Implications of Seals and Statutes of Limitations
The court discussed the diminishing significance of seals in contractual agreements but acknowledged that their presence still carries implications in certain legal contexts, particularly regarding the statute of limitations. It pointed out that while Michigan law no longer requires deeds or mortgages to have a physical seal affixed, such documents are still treated as sealed under statutory provisions. This means that a covenant's enforceability can hinge on whether the parties involved have signed and sealed the agreement. The court reiterated that the appellant could not pursue recovery based on a covenant because Coyne did not execute the deed with a seal or signature. Consequently, the court concluded that the appellant's action, being based on a simple contract, was barred by the applicable statute of limitations, which had long since passed. This reasoning underscored the importance of adhering to legal formalities in establishing enforceable obligations in property transactions.

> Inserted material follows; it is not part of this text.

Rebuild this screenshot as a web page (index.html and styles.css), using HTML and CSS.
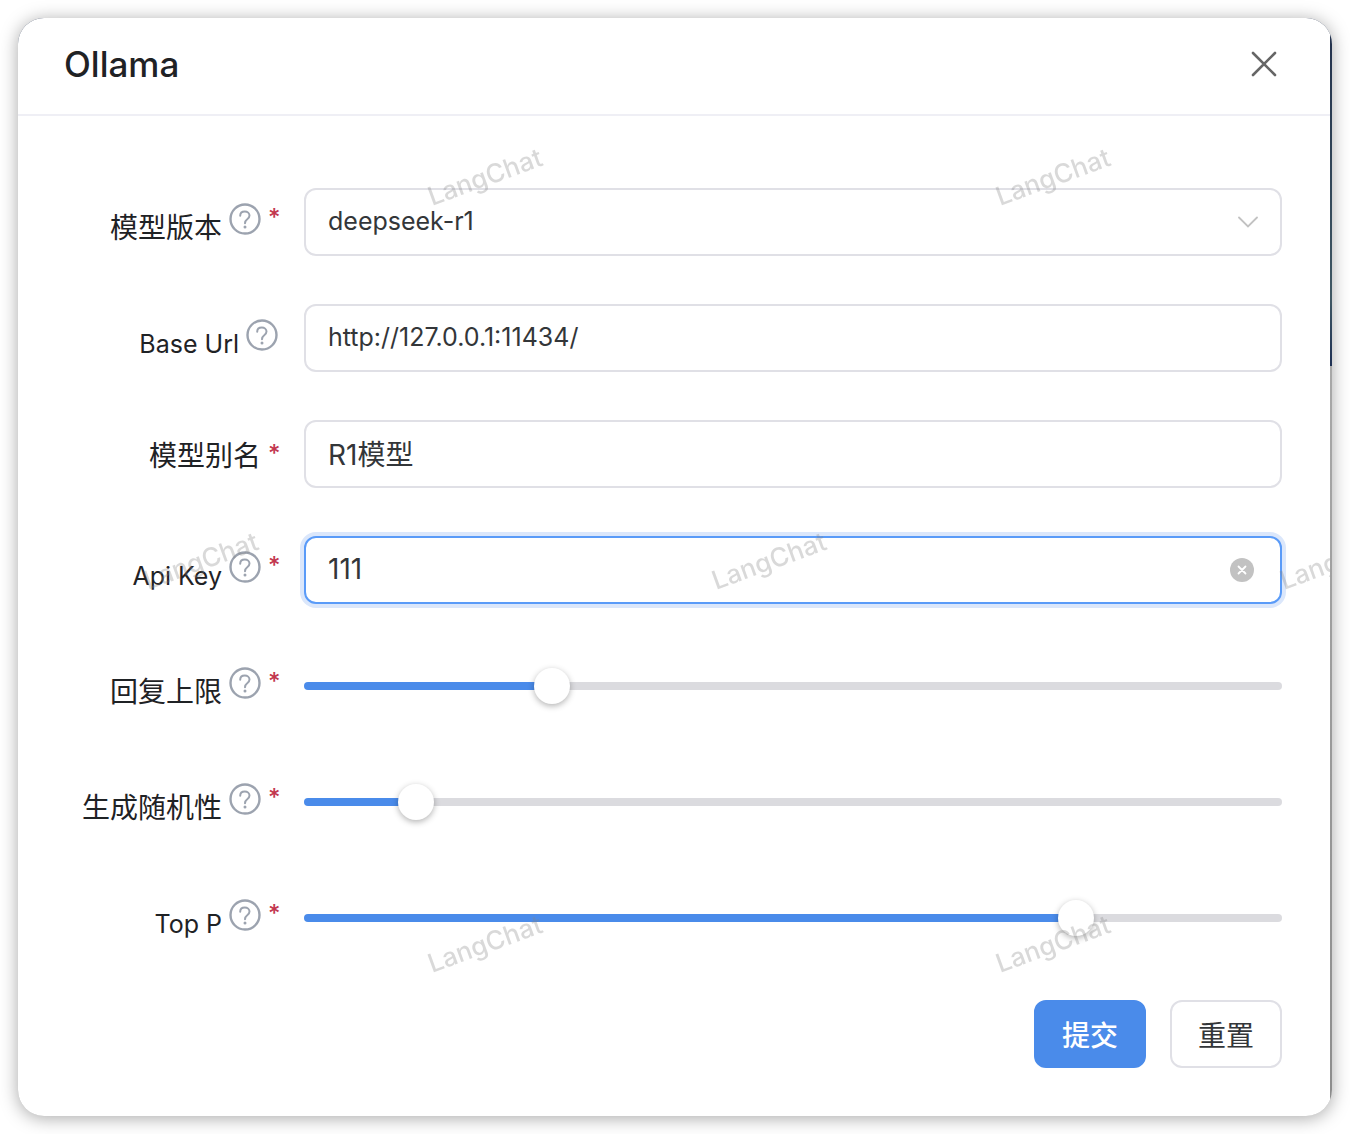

Conclusion on Liability and Judgment
Ultimately, the U.S. Court of Appeals upheld the District Court's judgment, affirming that Coyne was liable only under the terms of a simple contract. The court found that the action taken by the appellant to recover a deficiency judgment was not timely according to the legal standards applicable to simple contracts. By clarifying the nature of Coyne's obligation and the relevant statutes, the court effectively reinforced the legal principle that the liability arising from the assumption of a mortgage in a deed is treated as a simple contract. This decision highlighted the necessity of understanding the specific terms of agreements and the implications of the statute of limitations on enforcing those agreements in real estate transactions. The affirmation of the District Court's ruling ultimately meant that Schram could not recover the deficiency amount claimed due to the lapse in the allowable time for action.